Because many people would evince an “illogical disgust” of such alterations to the nature of the human species, one might have to make do with great apes for such tasks instead of humans, the Prof conceded.
It would of course be “somewhat more difficult to make an efficient bricklayer out of a gorilla than out of a bushman,” but at least no one would demand votes on behalf of an ape. As for the “unlimited number of half-witted children born of mentally defective parents,” sterilization could and should ensure that society be freed of that burden. “Philosophers have failed to agree on any definition of what is good and what should be our aim is a matter of individual opinion,” the professor summarized. “But unless we desire to see our civilisation perish, to see it disappear as the great eastern cultures of the Nile and Mesopotamia did, unless we wish to prepare [for] new dark ages such as followed the crumbling of the Roman empire, the fundamental cause of present day unrest will have to be removed.” To consolidate the rule of supermen—to perpetuate the British Empire—one need only remove the ability of slaves to see themselves as slaves.
65
Lindemann’s utopia bears an uncanny resemblance to the science-determined dystopia that a contemporary writer, Aldous Huxley, brought to life in his novel
Brave New World
. And his talk of helots suggests inspiration from Sparta, a racially segregated city-state about which he would have learned in school. The Prof may also have derived from ancient Greece the insight that hierarchical regimes are most endangered by those who chafe under their bonds.
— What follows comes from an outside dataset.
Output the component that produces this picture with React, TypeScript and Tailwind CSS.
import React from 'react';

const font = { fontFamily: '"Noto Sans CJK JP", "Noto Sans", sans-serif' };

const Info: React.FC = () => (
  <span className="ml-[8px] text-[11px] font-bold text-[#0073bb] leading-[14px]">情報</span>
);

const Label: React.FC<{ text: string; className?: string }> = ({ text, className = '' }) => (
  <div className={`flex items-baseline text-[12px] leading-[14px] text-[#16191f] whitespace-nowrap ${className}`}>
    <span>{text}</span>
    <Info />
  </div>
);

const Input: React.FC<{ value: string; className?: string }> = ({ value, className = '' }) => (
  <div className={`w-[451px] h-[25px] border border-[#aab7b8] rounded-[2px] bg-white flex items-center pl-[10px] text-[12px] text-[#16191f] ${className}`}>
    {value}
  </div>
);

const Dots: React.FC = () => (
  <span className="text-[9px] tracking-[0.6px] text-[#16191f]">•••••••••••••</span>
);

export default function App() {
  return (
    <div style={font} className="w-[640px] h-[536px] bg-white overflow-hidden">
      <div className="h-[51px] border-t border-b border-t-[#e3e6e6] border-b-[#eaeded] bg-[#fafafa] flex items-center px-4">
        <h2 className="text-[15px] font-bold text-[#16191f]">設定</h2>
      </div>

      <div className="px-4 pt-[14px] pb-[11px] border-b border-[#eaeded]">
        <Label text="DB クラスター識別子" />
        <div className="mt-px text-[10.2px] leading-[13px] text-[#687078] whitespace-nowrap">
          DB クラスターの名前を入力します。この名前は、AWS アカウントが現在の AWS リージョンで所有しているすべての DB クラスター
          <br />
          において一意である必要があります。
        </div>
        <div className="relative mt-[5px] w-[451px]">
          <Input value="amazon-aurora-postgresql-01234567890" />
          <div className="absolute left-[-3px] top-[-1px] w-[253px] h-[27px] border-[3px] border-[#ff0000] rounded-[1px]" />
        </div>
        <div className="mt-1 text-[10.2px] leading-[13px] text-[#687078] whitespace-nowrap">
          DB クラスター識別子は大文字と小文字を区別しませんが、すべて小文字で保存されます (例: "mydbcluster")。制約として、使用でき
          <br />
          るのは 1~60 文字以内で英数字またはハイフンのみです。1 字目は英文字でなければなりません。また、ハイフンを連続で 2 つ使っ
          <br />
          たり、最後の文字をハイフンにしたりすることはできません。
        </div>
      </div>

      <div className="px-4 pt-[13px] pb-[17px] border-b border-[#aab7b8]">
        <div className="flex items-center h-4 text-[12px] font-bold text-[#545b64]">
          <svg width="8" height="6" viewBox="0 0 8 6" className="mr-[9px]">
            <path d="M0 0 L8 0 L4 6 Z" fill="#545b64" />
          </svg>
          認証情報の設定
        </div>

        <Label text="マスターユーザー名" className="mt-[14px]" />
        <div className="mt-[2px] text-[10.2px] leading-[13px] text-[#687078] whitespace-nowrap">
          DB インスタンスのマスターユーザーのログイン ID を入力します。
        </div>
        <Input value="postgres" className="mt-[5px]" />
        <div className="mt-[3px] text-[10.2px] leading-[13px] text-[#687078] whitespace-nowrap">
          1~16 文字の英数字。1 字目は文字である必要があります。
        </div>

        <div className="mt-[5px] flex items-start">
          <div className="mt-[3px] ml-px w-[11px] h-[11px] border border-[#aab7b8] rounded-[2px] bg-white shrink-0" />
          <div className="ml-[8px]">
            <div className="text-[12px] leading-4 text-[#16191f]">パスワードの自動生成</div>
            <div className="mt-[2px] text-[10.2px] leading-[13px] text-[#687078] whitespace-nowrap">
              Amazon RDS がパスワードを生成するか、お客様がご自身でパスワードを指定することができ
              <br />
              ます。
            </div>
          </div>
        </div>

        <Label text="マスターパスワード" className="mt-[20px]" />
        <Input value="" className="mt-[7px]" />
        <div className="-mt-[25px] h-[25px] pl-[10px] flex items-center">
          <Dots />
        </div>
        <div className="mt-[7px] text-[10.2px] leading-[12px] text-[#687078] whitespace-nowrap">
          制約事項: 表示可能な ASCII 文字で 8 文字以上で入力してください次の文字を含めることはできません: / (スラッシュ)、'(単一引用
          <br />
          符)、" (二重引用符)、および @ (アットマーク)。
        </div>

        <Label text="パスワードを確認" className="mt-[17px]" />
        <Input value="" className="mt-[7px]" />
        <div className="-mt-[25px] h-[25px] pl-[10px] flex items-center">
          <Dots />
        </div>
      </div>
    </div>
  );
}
The Spartans once offered freedom to 2,000 helots who had performed bravely in war and then killed all those who stepped forward to claim their liberty, on the assumption that, as recorded by the classical historian Thucydides, they “would be the most high-spirited and the most apt to rebel.”
66
In Lindemann’s utopia, racial superiority alone would not win a high social ranking: he demanded intellectual superiority or aristocratic lineage as well. He envisioned a clique of exalted beings perched on top of a pyramid, with the rest of society ordered in caste-like layers beneath. The hierarchy resembles the terrifying society that George Orwell would sketch in his novel
1984
, in which a class of elites uses mind control to rule over a society of commoners and, below them, so inferior and distant as to be almost invisible, slaves in the colonies. The objective of the three empires chronicled in
1984
“was to arrest progress and freeze
history at a chosen moment,” wrote Orwell, so that “this time, by conscious strategy, the High would be able to maintain their position permanently.” This was the selfsame outcome that the Prof hoped to deliver. Cherwell’s utopia also recalls the predator-prey pyramid envisaged by Darwin, in which the King of the Jungle forever reigns over forests and fields of scurrying rabbits.